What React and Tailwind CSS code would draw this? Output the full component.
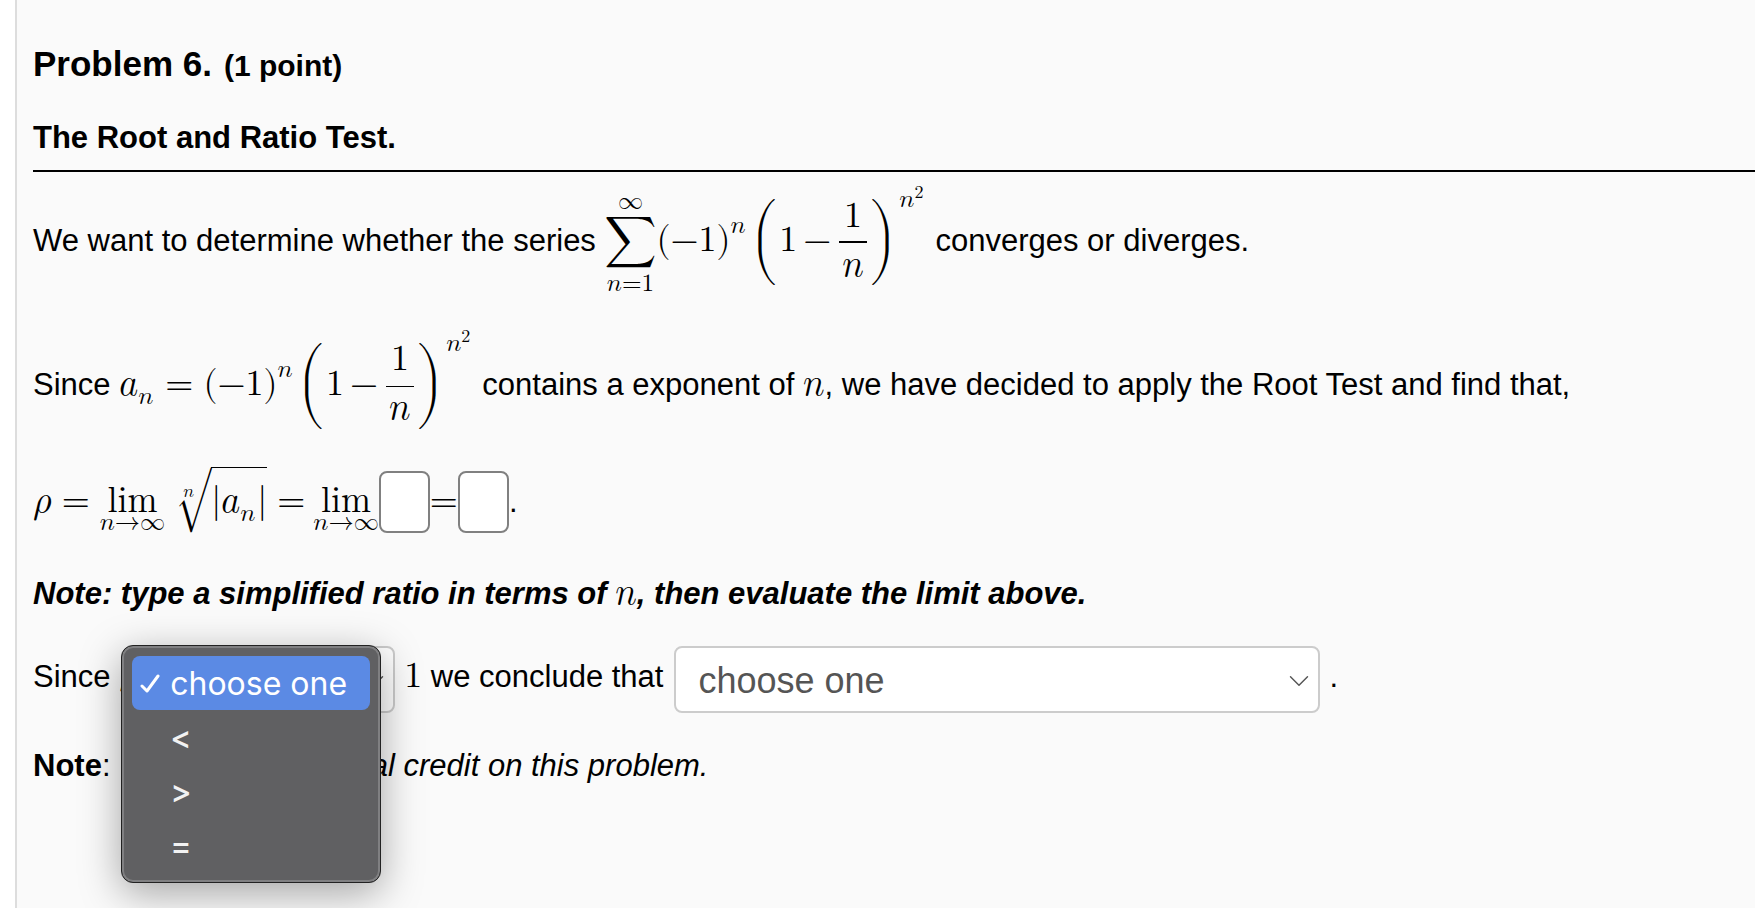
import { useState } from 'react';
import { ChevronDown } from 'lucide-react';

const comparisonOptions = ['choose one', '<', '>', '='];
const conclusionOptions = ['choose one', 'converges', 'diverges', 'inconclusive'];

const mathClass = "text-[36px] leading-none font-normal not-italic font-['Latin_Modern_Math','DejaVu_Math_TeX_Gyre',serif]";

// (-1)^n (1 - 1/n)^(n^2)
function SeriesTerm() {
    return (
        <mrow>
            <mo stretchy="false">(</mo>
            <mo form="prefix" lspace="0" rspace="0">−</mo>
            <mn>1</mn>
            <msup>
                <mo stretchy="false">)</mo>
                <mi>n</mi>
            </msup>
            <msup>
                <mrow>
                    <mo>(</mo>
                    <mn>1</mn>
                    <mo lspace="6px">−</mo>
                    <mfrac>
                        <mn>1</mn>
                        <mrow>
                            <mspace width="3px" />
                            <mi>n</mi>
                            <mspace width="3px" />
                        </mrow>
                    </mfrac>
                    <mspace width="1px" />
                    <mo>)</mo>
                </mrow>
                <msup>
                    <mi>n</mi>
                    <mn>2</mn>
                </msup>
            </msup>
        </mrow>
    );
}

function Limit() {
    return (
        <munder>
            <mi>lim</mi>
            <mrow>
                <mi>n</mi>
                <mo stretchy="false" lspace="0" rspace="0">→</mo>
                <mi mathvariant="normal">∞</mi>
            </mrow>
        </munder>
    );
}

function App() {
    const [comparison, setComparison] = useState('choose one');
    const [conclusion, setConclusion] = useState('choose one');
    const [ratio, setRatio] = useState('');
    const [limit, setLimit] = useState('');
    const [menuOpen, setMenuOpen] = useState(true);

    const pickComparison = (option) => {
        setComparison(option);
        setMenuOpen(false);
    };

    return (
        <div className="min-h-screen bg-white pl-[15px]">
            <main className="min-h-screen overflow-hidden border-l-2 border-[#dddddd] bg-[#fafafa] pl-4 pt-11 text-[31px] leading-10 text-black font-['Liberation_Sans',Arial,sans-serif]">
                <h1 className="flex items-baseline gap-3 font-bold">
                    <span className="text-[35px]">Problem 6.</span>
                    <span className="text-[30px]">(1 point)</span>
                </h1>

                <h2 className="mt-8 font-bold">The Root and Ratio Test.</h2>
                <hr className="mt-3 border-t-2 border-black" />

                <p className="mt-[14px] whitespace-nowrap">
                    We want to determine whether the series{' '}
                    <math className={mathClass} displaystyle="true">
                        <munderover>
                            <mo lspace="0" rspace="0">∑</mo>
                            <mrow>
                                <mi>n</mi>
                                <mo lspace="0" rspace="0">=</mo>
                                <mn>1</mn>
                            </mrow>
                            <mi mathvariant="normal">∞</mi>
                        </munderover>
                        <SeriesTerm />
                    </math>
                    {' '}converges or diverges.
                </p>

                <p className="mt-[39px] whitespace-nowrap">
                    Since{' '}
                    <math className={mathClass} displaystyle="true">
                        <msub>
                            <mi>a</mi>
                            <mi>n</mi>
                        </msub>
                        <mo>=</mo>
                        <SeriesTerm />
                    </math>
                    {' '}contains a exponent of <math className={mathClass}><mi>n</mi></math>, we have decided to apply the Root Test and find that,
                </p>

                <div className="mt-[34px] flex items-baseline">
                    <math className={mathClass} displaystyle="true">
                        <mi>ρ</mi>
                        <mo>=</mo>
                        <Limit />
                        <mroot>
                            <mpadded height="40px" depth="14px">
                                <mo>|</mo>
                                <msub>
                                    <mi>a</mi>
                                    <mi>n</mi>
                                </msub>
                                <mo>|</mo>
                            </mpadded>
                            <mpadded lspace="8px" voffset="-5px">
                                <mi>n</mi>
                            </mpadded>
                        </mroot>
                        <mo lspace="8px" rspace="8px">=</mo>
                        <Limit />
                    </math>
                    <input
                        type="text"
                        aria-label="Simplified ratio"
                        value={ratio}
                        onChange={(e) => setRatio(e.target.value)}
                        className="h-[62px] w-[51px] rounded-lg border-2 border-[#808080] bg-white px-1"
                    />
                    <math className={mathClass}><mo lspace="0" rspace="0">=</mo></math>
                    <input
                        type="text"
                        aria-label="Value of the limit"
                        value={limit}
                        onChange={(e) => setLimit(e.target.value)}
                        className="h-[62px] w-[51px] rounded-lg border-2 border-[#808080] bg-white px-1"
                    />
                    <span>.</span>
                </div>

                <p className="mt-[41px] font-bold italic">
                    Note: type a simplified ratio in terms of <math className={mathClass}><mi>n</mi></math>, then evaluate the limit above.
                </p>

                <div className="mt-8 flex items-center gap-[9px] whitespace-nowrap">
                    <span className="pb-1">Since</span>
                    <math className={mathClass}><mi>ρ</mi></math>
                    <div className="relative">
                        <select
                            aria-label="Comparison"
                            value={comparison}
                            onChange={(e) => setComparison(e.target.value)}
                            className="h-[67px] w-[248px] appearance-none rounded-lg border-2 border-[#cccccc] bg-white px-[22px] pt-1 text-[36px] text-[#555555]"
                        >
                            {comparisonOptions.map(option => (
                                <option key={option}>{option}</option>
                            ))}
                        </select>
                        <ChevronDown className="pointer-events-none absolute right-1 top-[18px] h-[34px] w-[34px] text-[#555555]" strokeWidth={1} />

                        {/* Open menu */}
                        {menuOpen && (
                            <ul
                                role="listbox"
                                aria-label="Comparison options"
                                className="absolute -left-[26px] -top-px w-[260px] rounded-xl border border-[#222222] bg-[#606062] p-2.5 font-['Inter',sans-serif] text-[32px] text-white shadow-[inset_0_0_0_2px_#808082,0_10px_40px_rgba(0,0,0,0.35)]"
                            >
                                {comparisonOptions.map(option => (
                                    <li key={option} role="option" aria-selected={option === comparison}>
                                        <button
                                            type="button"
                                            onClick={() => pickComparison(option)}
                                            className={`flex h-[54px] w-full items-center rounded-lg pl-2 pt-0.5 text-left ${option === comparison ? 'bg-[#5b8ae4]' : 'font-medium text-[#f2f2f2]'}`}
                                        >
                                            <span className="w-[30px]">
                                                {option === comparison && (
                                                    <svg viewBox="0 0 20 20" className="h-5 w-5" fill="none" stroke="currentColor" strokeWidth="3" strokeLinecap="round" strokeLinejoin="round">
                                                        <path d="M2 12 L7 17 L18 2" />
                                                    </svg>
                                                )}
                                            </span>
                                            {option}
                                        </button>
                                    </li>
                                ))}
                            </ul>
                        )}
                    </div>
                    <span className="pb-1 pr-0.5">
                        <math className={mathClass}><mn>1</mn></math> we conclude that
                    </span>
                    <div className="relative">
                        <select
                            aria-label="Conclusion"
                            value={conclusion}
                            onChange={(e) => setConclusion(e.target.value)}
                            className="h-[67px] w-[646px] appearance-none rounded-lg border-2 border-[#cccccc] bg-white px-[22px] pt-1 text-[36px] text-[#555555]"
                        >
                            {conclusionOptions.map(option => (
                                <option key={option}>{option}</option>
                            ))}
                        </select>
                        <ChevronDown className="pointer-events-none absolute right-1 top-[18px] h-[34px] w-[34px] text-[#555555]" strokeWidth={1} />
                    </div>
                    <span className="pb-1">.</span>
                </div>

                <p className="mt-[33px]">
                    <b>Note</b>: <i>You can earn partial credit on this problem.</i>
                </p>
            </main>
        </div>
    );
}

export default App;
____________________
_What you should do_. Do not include the images; transcribe the rest of the listing exactly.

_The answer_.
What React and Tailwind CSS code would draw this? Output the full component.
import { useState } from 'react';
import { ChevronDown } from 'lucide-react';

const comparisonOptions = ['choose one', '<', '>', '='];
const conclusionOptions = ['choose one', 'converges', 'diverges', 'inconclusive'];

const mathClass = "text-[36px] leading-none font-normal not-italic font-['Latin_Modern_Math','DejaVu_Math_TeX_Gyre',serif]";

// (-1)^n (1 - 1/n)^(n^2)
function SeriesTerm() {
    return (
        <mrow>
            <mo stretchy="false">(</mo>
            <mo form="prefix" lspace="0" rspace="0">−</mo>
            <mn>1</mn>
            <msup>
                <mo stretchy="false">)</mo>
                <mi>n</mi>
            </msup>
            <msup>
                <mrow>
                    <mo>(</mo>
                    <mn>1</mn>
                    <mo lspace="6px">−</mo>
                    <mfrac>
                        <mn>1</mn>
                        <mrow>
                            <mspace width="3px" />
                            <mi>n</mi>
                            <mspace width="3px" />
                        </mrow>
                    </mfrac>
                    <mspace width="1px" />
                    <mo>)</mo>
                </mrow>
                <msup>
                    <mi>n</mi>
                    <mn>2</mn>
                </msup>
            </msup>
        </mrow>
    );
}

function Limit() {
    return (
        <munder>
            <mi>lim</mi>
            <mrow>
                <mi>n</mi>
                <mo stretchy="false" lspace="0" rspace="0">→</mo>
                <mi mathvariant="normal">∞</mi>
            </mrow>
        </munder>
    );
}

function App() {
    const [comparison, setComparison] = useState('choose one');
    const [conclusion, setConclusion] = useState('choose one');
    const [ratio, setRatio] = useState('');
    const [limit, setLimit] = useState('');
    const [menuOpen, setMenuOpen] = useState(true);

    const pickComparison = (option) => {
        setComparison(option);
        setMenuOpen(false);
    };

    return (
        <div className="min-h-screen bg-white pl-[15px]">
            <main className="min-h-screen overflow-hidden border-l-2 border-[#dddddd] bg-[#fafafa] pl-4 pt-11 text-[31px] leading-10 text-black font-['Liberation_Sans',Arial,sans-serif]">
                <h1 className="flex items-baseline gap-3 font-bold">
                    <span className="text-[35px]">Problem 6.</span>
                    <span className="text-[30px]">(1 point)</span>
                </h1>

                <h2 className="mt-8 font-bold">The Root and Ratio Test.</h2>
                <hr className="mt-3 border-t-2 border-black" />

                <p className="mt-[14px] whitespace-nowrap">
                    We want to determine whether the series{' '}
                    <math className={mathClass} displaystyle="true">
                        <munderover>
                            <mo lspace="0" rspace="0">∑</mo>
                            <mrow>
                                <mi>n</mi>
                                <mo lspace="0" rspace="0">=</mo>
                                <mn>1</mn>
                            </mrow>
                            <mi mathvariant="normal">∞</mi>
                        </munderover>
                        <SeriesTerm />
                    </math>
                    {' '}converges or diverges.
                </p>

                <p className="mt-[39px] whitespace-nowrap">
                    Since{' '}
                    <math className={mathClass} displaystyle="true">
                        <msub>
                            <mi>a</mi>
                            <mi>n</mi>
                        </msub>
                        <mo>=</mo>
                        <SeriesTerm />
                    </math>
                    {' '}contains a exponent of <math className={mathClass}><mi>n</mi></math>, we have decided to apply the Root Test and find that,
                </p>

                <div className="mt-[34px] flex items-baseline">
                    <math className={mathClass} displaystyle="true">
                        <mi>ρ</mi>
                        <mo>=</mo>
                        <Limit />
                        <mroot>
                            <mpadded height="40px" depth="14px">
                                <mo>|</mo>
                                <msub>
                                    <mi>a</mi>
                                    <mi>n</mi>
                                </msub>
                                <mo>|</mo>
                            </mpadded>
                            <mpadded lspace="8px" voffset="-5px">
                                <mi>n</mi>
                            </mpadded>
                        </mroot>
                        <mo lspace="8px" rspace="8px">=</mo>
                        <Limit />
                    </math>
                    <input
                        type="text"
                        aria-label="Simplified ratio"
                        value={ratio}
                        onChange={(e) => setRatio(e.target.value)}
                        className="h-[62px] w-[51px] rounded-lg border-2 border-[#808080] bg-white px-1"
                    />
                    <math className={mathClass}><mo lspace="0" rspace="0">=</mo></math>
                    <input
                        type="text"
                        aria-label="Value of the limit"
                        value={limit}
                        onChange={(e) => setLimit(e.target.value)}
                        className="h-[62px] w-[51px] rounded-lg border-2 border-[#808080] bg-white px-1"
                    />
                    <span>.</span>
                </div>

                <p className="mt-[41px] font-bold italic">
                    Note: type a simplified ratio in terms of <math className={mathClass}><mi>n</mi></math>, then evaluate the limit above.
                </p>

                <div className="mt-8 flex items-center gap-[9px] whitespace-nowrap">
                    <span className="pb-1">Since</span>
                    <math className={mathClass}><mi>ρ</mi></math>
                    <div className="relative">
                        <select
                            aria-label="Comparison"
                            value={comparison}
                            onChange={(e) => setComparison(e.target.value)}
                            className="h-[67px] w-[248px] appearance-none rounded-lg border-2 border-[#cccccc] bg-white px-[22px] pt-1 text-[36px] text-[#555555]"
                        >
                            {comparisonOptions.map(option => (
                                <option key={option}>{option}</option>
                            ))}
                        </select>
                        <ChevronDown className="pointer-events-none absolute right-1 top-[18px] h-[34px] w-[34px] text-[#555555]" strokeWidth={1} />

                        {/* Open menu */}
                        {menuOpen && (
                            <ul
                                role="listbox"
                                aria-label="Comparison options"
                                className="absolute -left-[26px] -top-px w-[260px] rounded-xl border border-[#222222] bg-[#606062] p-2.5 font-['Inter',sans-serif] text-[32px] text-white shadow-[inset_0_0_0_2px_#808082,0_10px_40px_rgba(0,0,0,0.35)]"
                            >
                                {comparisonOptions.map(option => (
                                    <li key={option} role="option" aria-selected={option === comparison}>
                                        <button
                                            type="button"
                                            onClick={() => pickComparison(option)}
                                            className={`flex h-[54px] w-full items-center rounded-lg pl-2 pt-0.5 text-left ${option === comparison ? 'bg-[#5b8ae4]' : 'font-medium text-[#f2f2f2]'}`}
                                        >
                                            <span className="w-[30px]">
                                                {option === comparison && (
                                                    <svg viewBox="0 0 20 20" className="h-5 w-5" fill="none" stroke="currentColor" strokeWidth="3" strokeLinecap="round" strokeLinejoin="round">
                                                        <path d="M2 12 L7 17 L18 2" />
                                                    </svg>
                                                )}
                                            </span>
                                            {option}
                                        </button>
                                    </li>
                                ))}
                            </ul>
                        )}
                    </div>
                    <span className="pb-1 pr-0.5">
                        <math className={mathClass}><mn>1</mn></math> we conclude that
                    </span>
                    <div className="relative">
                        <select
                            aria-label="Conclusion"
                            value={conclusion}
                            onChange={(e) => setConclusion(e.target.value)}
                            className="h-[67px] w-[646px] appearance-none rounded-lg border-2 border-[#cccccc] bg-white px-[22px] pt-1 text-[36px] text-[#555555]"
                        >
                            {conclusionOptions.map(option => (
                                <option key={option}>{option}</option>
                            ))}
                        </select>
                        <ChevronDown className="pointer-events-none absolute right-1 top-[18px] h-[34px] w-[34px] text-[#555555]" strokeWidth={1} />
                    </div>
                    <span className="pb-1">.</span>
                </div>

                <p className="mt-[33px]">
                    <b>Note</b>: <i>You can earn partial credit on this problem.</i>
                </p>
            </main>
        </div>
    );
}

export default App;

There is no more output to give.